Let me assume $(X_n)$ is an i.i.d. sequence of random variables and define $S_n=X_1+…+X_n$. Assume further that $X_1\sim N(0;1)$. I want to show that $Z_n=\left(e^{\frac{\lambda S_n-\lambda^2 n}{2}}\right)_{n\geq 1}$ is a martingale with respect to $F_n=\sigma(X_1,…,X_n)$
My Idea was the following, $$\Bbb{E}(Z_{n+1}|F_n)=\Bbb{E}\left(e^{\frac{\lambda S_{n+1}-\lambda^2 (n+1)}{2}}\big|F_n\right)=\Bbb{E}\left(e^{\frac{\lambda S_n-\lambda^2 n}{2}}e^{\frac{\lambda X_{n+1}-\lambda^2 }{2}}\big| F_n\right)=Z_n\Bbb{E}\left(e^{\frac{\lambda X_{n+1}-\lambda^2 }{2}}\big| F_n\right)$$ now using at all $X_i$ are independent we have that $$\Bbb{E}\left(e^{\frac{\lambda X_{n+1}-\lambda^2 }{2}}\big| F_n\right)=\Bbb{E}\left(e^{\frac{\lambda X_{n+1}-\lambda^2 }{2}}\right)=\Bbb{E}\left(e^{\frac{\lambda X_{1}-\lambda^2 }{2}}\right)$$ Then I wanted to compute this by $$\Bbb{E}\left(e^{\frac{\lambda X_{1}-\lambda^2 }{2}}\right)=\frac{1}{\sqrt{2\pi}}\int_{\Bbb{R}} e^{\frac{\lambda x-\lambda^2 }{2}} e^{-\frac{x^2}{2}}dx$$
But this somehow does not work and I don't see where the error is.
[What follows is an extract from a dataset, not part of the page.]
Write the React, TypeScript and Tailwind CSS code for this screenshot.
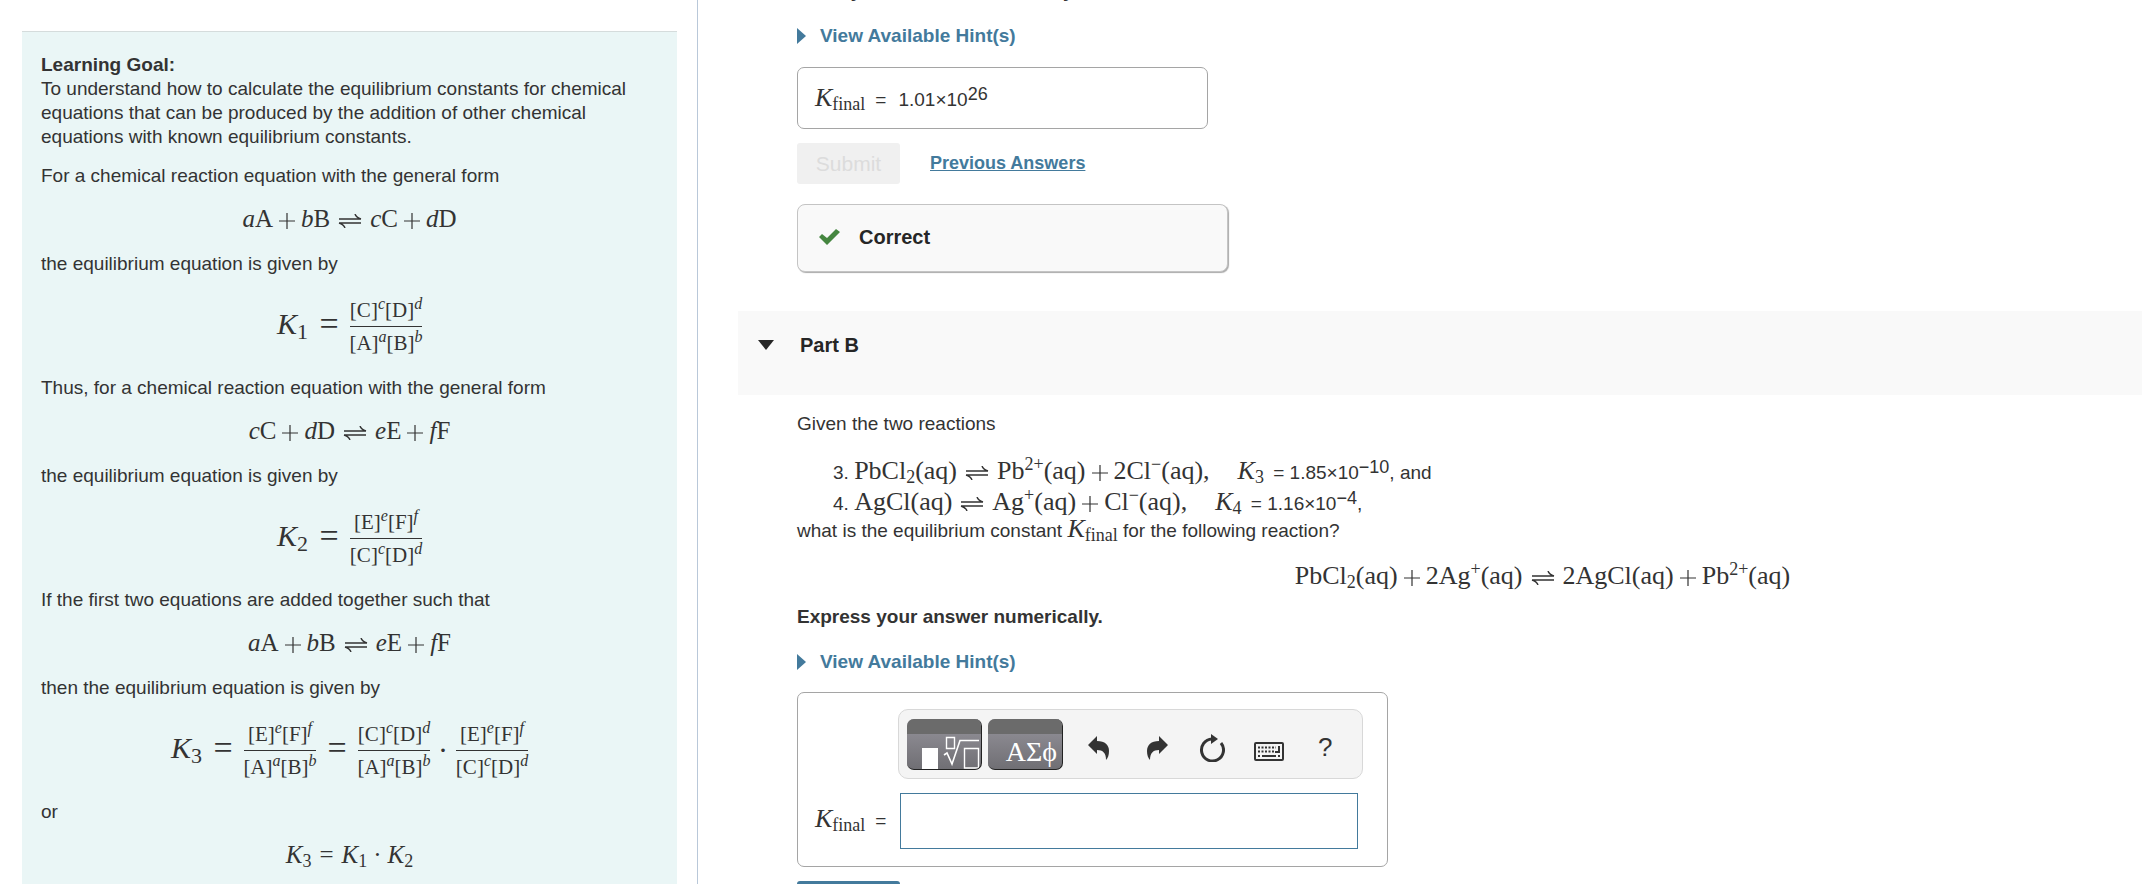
import React, { ReactNode } from 'react';

function Harpoons() {
  return (
    <svg viewBox="0 0 24 14" className="mx-2 inline-block h-[14px] w-6 align-[-1px]" fill="none" stroke="currentColor" strokeWidth="1.4">
      <path d="M1 5H23M23 5C20 4 18 3 17 0" />
      <path d="M23 9H1M1 9C4 10 6 11 7 14" />
    </svg>
  );
}

function Plus() {
  return (
    <svg viewBox="0 0 16 16" className="mx-[6px] inline-block size-4 align-[-2px]" stroke="currentColor" strokeWidth="1.2">
      <path d="M8 0V16M0 8H16" />
    </svg>
  );
}

function Sup({ children }: { children: ReactNode }) {
  return <sup className="top-0 align-[9px] text-[18px] leading-[0]">{children}</sup>;
}

function Exp({ children }: { children: ReactNode }) {
  return <sup className="top-0 align-[6px] text-[18px] leading-[0]">{children}</sup>;
}

function Sub({ children }: { children: ReactNode }) {
  return <sub className="bottom-0 align-[-4px] text-[18px] leading-[0]">{children}</sub>;
}

function Math({ children }: { children: ReactNode }) {
  return <span className="font-['Liberation_Serif',serif] text-[26px] leading-[0] whitespace-nowrap">{children}</span>;
}

function KFinal() {
  return (
    <Math>
      <i>K</i>
      <Sub>final</Sub>
    </Math>
  );
}

function Equation({ children }: { children: ReactNode }) {
  return (
    <div className="flex h-16 items-center justify-center pb-[2px] font-['Liberation_Serif',serif] text-[25px] whitespace-nowrap">
      <span>{children}</span>
    </div>
  );
}

function Conc({ a, x, b, y }: { a: string; x: string; b: string; y: string }) {
  return (
    <span className="flex h-8 items-center justify-center">
      <span>
        [{a}]<sup className="top-0 align-[8px] text-[16px] leading-[0] italic">{x}</sup>[{b}]
        <sup className="top-0 align-[8px] text-[16px] leading-[0] italic">{y}</sup>
      </span>
    </span>
  );
}

function Fraction({ top, bottom }: { top: ReactNode; bottom: ReactNode }) {
  return (
    <span className="inline-flex w-[72px] flex-col text-[21px]">
      {top}
      <span className="h-px bg-[#333]" />
      {bottom}
    </span>
  );
}

const AB = <Conc a="A" x="a" b="B" y="b" />;
const CD = <Conc a="C" x="c" b="D" y="d" />;
const EF = <Conc a="E" x="e" b="F" y="f" />;

function Law({ children }: { children: ReactNode }) {
  return (
    <div className="flex h-[100px] items-center justify-center gap-[11px] font-['Liberation_Serif',serif] text-[30px] leading-8">
      {children}
    </div>
  );
}

function K({ n }: { n: string }) {
  return (
    <span className="pb-1">
      <i>K</i>
      <sub className="bottom-0 align-[-5px] text-[22px] leading-[0]">{n}</sub>
    </span>
  );
}

function Equals() {
  return <span className="w-5 pb-1 text-center text-[34px]">=</span>;
}

function Hints() {
  return (
    <button className="flex items-center gap-[14px] text-[19px] leading-6 font-bold text-[#437a9c]">
      <svg viewBox="0 0 9 16" className="h-4 w-[9px]" fill="currentColor">
        <path d="M0 0L9 8L0 16Z" />
      </svg>
      View Available Hint(s)
    </button>
  );
}

function LearningGoal() {
  return (
    <aside className="mt-[31px] mr-5 ml-[22px] w-[655px] shrink-0 border-t border-[#d5dcdc] bg-[#eaf6f6] px-[19px] pt-[21px] leading-6">
      <h2 className="font-bold">Learning Goal:</h2>
      <p>
        To understand how to calculate the equilibrium constants for chemical equations that can be produced by the
        addition of other chemical equations with known equilibrium constants.
      </p>
      <p className="mt-[15px]">For a chemical reaction equation with the general form</p>
      <Equation>
        <i>a</i>A<Plus /><i>b</i>B<Harpoons /><i>c</i>C<Plus /><i>d</i>D
      </Equation>
      <p>the equilibrium equation is given by</p>
      <Law>
        <K n="1" />
        <Equals />
        <Fraction top={CD} bottom={AB} />
      </Law>
      <p>Thus, for a chemical reaction equation with the general form</p>
      <Equation>
        <i>c</i>C<Plus /><i>d</i>D<Harpoons /><i>e</i>E<Plus /><i>f</i>F
      </Equation>
      <p>the equilibrium equation is given by</p>
      <Law>
        <K n="2" />
        <Equals />
        <Fraction top={EF} bottom={CD} />
      </Law>
      <p>If the first two equations are added together such that</p>
      <Equation>
        <i>a</i>A<Plus /><i>b</i>B<Harpoons /><i>e</i>E<Plus /><i>f</i>F
      </Equation>
      <p>then the equilibrium equation is given by</p>
      <Law>
        <K n="3" />
        <Equals />
        <Fraction top={EF} bottom={AB} />
        <Equals />
        <Fraction top={CD} bottom={AB} />
        <span className="flex w-1 justify-center">·</span>
        <Fraction top={EF} bottom={CD} />
      </Law>
      <p>or</p>
      <Equation>
        <i>K</i><Sub>3</Sub>
        <span className="mx-2">=</span>
        <i>K</i><Sub>1</Sub>
        <span className="mx-[6px]">·</span>
        <i>K</i><Sub>2</Sub>
      </Equation>
    </aside>
  );
}

function Toolbar() {
  return (
    <div className="flex h-[70px] items-center rounded-[10px] border border-[#d8d8d8] bg-[#f4f4f4] px-2">
      <button
        aria-label="Templates"
        className="h-[51px] w-[75px] overflow-hidden rounded-[7px] border-r border-b border-[#222] bg-linear-to-b from-[#96949c] to-[#706f74]"
      >
        <svg viewBox="0 0 74 50" className="h-[50px] w-[74px]" fill="none" stroke="#fff">
          <path d="M0 0H74V15H0Z" fill="#6b6b6b" stroke="none" />
          <path d="M15 29H31V50H15Z" fill="#fff" stroke="none" />
          <path d="M39.500 18.500H47.500V29.500H39.500Z" strokeWidth="1.4" />
          <path d="M37 36L40 34L45 45L53 21.500H72" strokeWidth="1.6" />
          <path d="M57.500 29.500H71.500V49H57.500Z" strokeWidth="1.4" />
        </svg>
      </button>
      <button
        aria-label="Symbols"
        className="ml-[6px] flex h-[51px] w-[75px] flex-col overflow-hidden rounded-[7px] border-r border-b border-[#222] bg-linear-to-b from-[#96949c] to-[#706f74] text-right font-['Liberation_Serif',serif] text-[28px] leading-9 text-white"
      >
        <span className="h-[15px] w-full shrink-0 bg-[#6b6b6b]" />
        <span className="w-full pr-[5px]">ΑΣϕ</span>
      </button>
      <button aria-label="Undo" className="mt-2 ml-[25px]">
        <svg viewBox="0 0 22 24" className="h-6 w-[22px]" fill="currentColor">
          <path d="M0 9L9 0V5C17 5 21 9 21 15C21 19 20 22 18 24C18 17 15 14 9 14V18Z" />
        </svg>
      </button>
      <button aria-label="Redo" className="mt-2 ml-9">
        <svg viewBox="0 0 22 24" className="h-6 w-[22px]" fill="currentColor">
          <path d="M22 9L13 0V5C5 5 1 9 1 15C1 19 2 22 4 24C4 17 7 14 13 14V18Z" />
        </svg>
      </button>
      <button aria-label="Reset" className="mt-2 ml-[31px]">
        <svg viewBox="0 0 26 28" className="h-7 w-[26px]" fill="none" stroke="currentColor" strokeWidth="3">
          <path d="M22 9A11 11 0 1 1 13 5" />
          <path d="M12 0L19 5L12 10Z" fill="currentColor" stroke="none" />
        </svg>
      </button>
      <button aria-label="Keyboard" className="mt-[14px] ml-[29px]">
        <svg viewBox="0 0 30 19" className="h-[19px] w-[30px]" fill="none" stroke="currentColor" strokeWidth="2">
          <rect x="1" y="1" width="28" height="17" rx="1" />
          <path d="M4 5.500H22M4 9.500H20" strokeDasharray="2 1.500" />
          <path d="M25 4V10H21M4 14H6M8 14H22M24 14H26" />
        </svg>
      </button>
      <button aria-label="Help" className="mt-[6px] ml-[34px] text-[26px] leading-8">
        ?
      </button>
    </div>
  );
}

export default function App() {
  return (
    <div className="flex h-screen overflow-hidden bg-white font-['Liberation_Sans',sans-serif] text-[19px] text-[#333]">
      <LearningGoal />
      <main className="min-w-0 flex-1 border-l border-[#b9c8d9]">
        <section className="pl-[99px]">
          <p className="-mt-[21px] leading-6 font-bold">Enter your answer numerically.</p>
          <div className="mt-[21px]">
            <Hints />
          </div>
          <div className="mt-[19px] flex h-[62px] w-[411px] items-center rounded-[7px] border border-[#a5a5a5] px-[17px] pt-[3px] leading-6">
            <p>
              <KFinal />
              <span className="mr-3 ml-[10px]">=</span>
              1.01×10<Exp>26</Exp>
            </p>
          </div>
          <div className="mt-[14px] flex items-center gap-[30px]">
            <button disabled className="h-[41px] w-[103px] rounded-[3px] bg-[#f0f0f0] text-[21px] text-[#dcdcdc]">
              Submit
            </button>
            <a href="#" className="text-[18px] font-bold text-[#437a9c] underline">
              Previous Answers
            </a>
          </div>
          <div className="mt-5 flex h-[68px] w-[431px] items-center gap-[19px] rounded-lg border border-[#c4c4c4] bg-[#f9f9f9] px-[21px] pb-[3px] text-[20px] font-bold text-[#262626] shadow-[1px_1px_1px_#aaa]">
            <svg viewBox="0 0 21 16" className="h-4 w-[21px]" fill="#458640">
              <path d="M0 8L3 5L8 9L17 0L21 3L8 16Z" />
            </svg>
            Correct
          </div>
        </section>

        <header className="mt-[39px] ml-10 h-[84px] bg-[#f9f9f9] pt-5 pl-5">
          <button className="flex items-center gap-[26px] text-[20px] leading-7 font-bold text-[#262626]">
            <svg viewBox="0 0 16 10" className="h-[10px] w-4" fill="currentColor">
              <path d="M0 0H16L8 10Z" />
            </svg>
            Part B
          </button>
        </header>

        <section className="pt-[17px] pl-[99px]">
          <p className="leading-6">Given the two reactions</p>
          <ol className="mt-[21px] ml-9 leading-[31px]">
            <li>
              3. <Math>PbCl<Sub>2</Sub>(aq)<Harpoons />Pb<Sup>2+</Sup>(aq)<Plus />2Cl<Sup>−</Sup>(aq),</Math>
              <span className="mr-1 ml-7"><Math><i>K</i><Sub>3</Sub></Math></span> = 1.85×10<Exp>−10</Exp>, and
            </li>
            <li>
              4. <Math>AgCl(aq)<Harpoons />Ag<Sup>+</Sup>(aq)<Plus />Cl<Sup>−</Sup>(aq),</Math>
              <span className="mr-1 ml-7"><Math><i>K</i><Sub>4</Sub></Math></span> = 1.16×10<Exp>−4</Exp>,
            </li>
          </ol>
          <p className="leading-6">
            what is the equilibrium constant <KFinal /> for the following reaction?
          </p>
          <div className="mt-[23px] mb-[15px] pl-[146px] text-center leading-6">
            <Math>
              PbCl<Sub>2</Sub>(aq)<Plus />2Ag<Sup>+</Sup>(aq)<Harpoons />2AgCl(aq)<Plus />Pb<Sup>2+</Sup>(aq)
            </Math>
          </div>
          <p className="leading-6 font-bold">Express your answer numerically.</p>
          <div className="mt-[21px]">
            <Hints />
          </div>
          <div className="mt-[18px] h-[175px] w-[591px] rounded-[7px] border border-[#a5a5a5] px-[17px] pt-4">
            <div className="ml-[83px] w-[465px]">
              <Toolbar />
            </div>
            <div className="mt-[14px] flex items-center">
              <label htmlFor="k-final" className="w-[85px] leading-6">
                <KFinal />
                <span className="ml-[10px]">=</span>
              </label>
              <input id="k-final" className="h-14 w-[458px] border border-[#437a9c] bg-white px-3" />
            </div>
          </div>
          <button className="mt-[14px] h-[41px] w-[103px] rounded-[3px] bg-[#437a9c] text-[21px] text-white">
            Submit
          </button>
        </section>
      </main>
    </div>
  );
}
Could maybe someone help me?
Best Answer
There is an error in the question. You have to replace $\frac {\lambda S_n-n\lambda^{2}} 2$ in the exponent defining $Z_n$ by $\lambda S_n-\frac {n\lambda^{2}} 2$. As it stands, $(Z_n)$ is not a martingale.
$\Bbb{E}\left(e^{\lambda X_{1}-\lambda^2/2 }\right)=e^{-\lambda^{2}/2} \Bbb{E} \left(e^{\lambda X_{1}}\right)$ and $\Bbb{E}\left(e^{\lambda X_{1}}\right)=e^{\lambda^{2}/2}$.
For the last equaion refer to MGF of normal distribution in Wikipedia.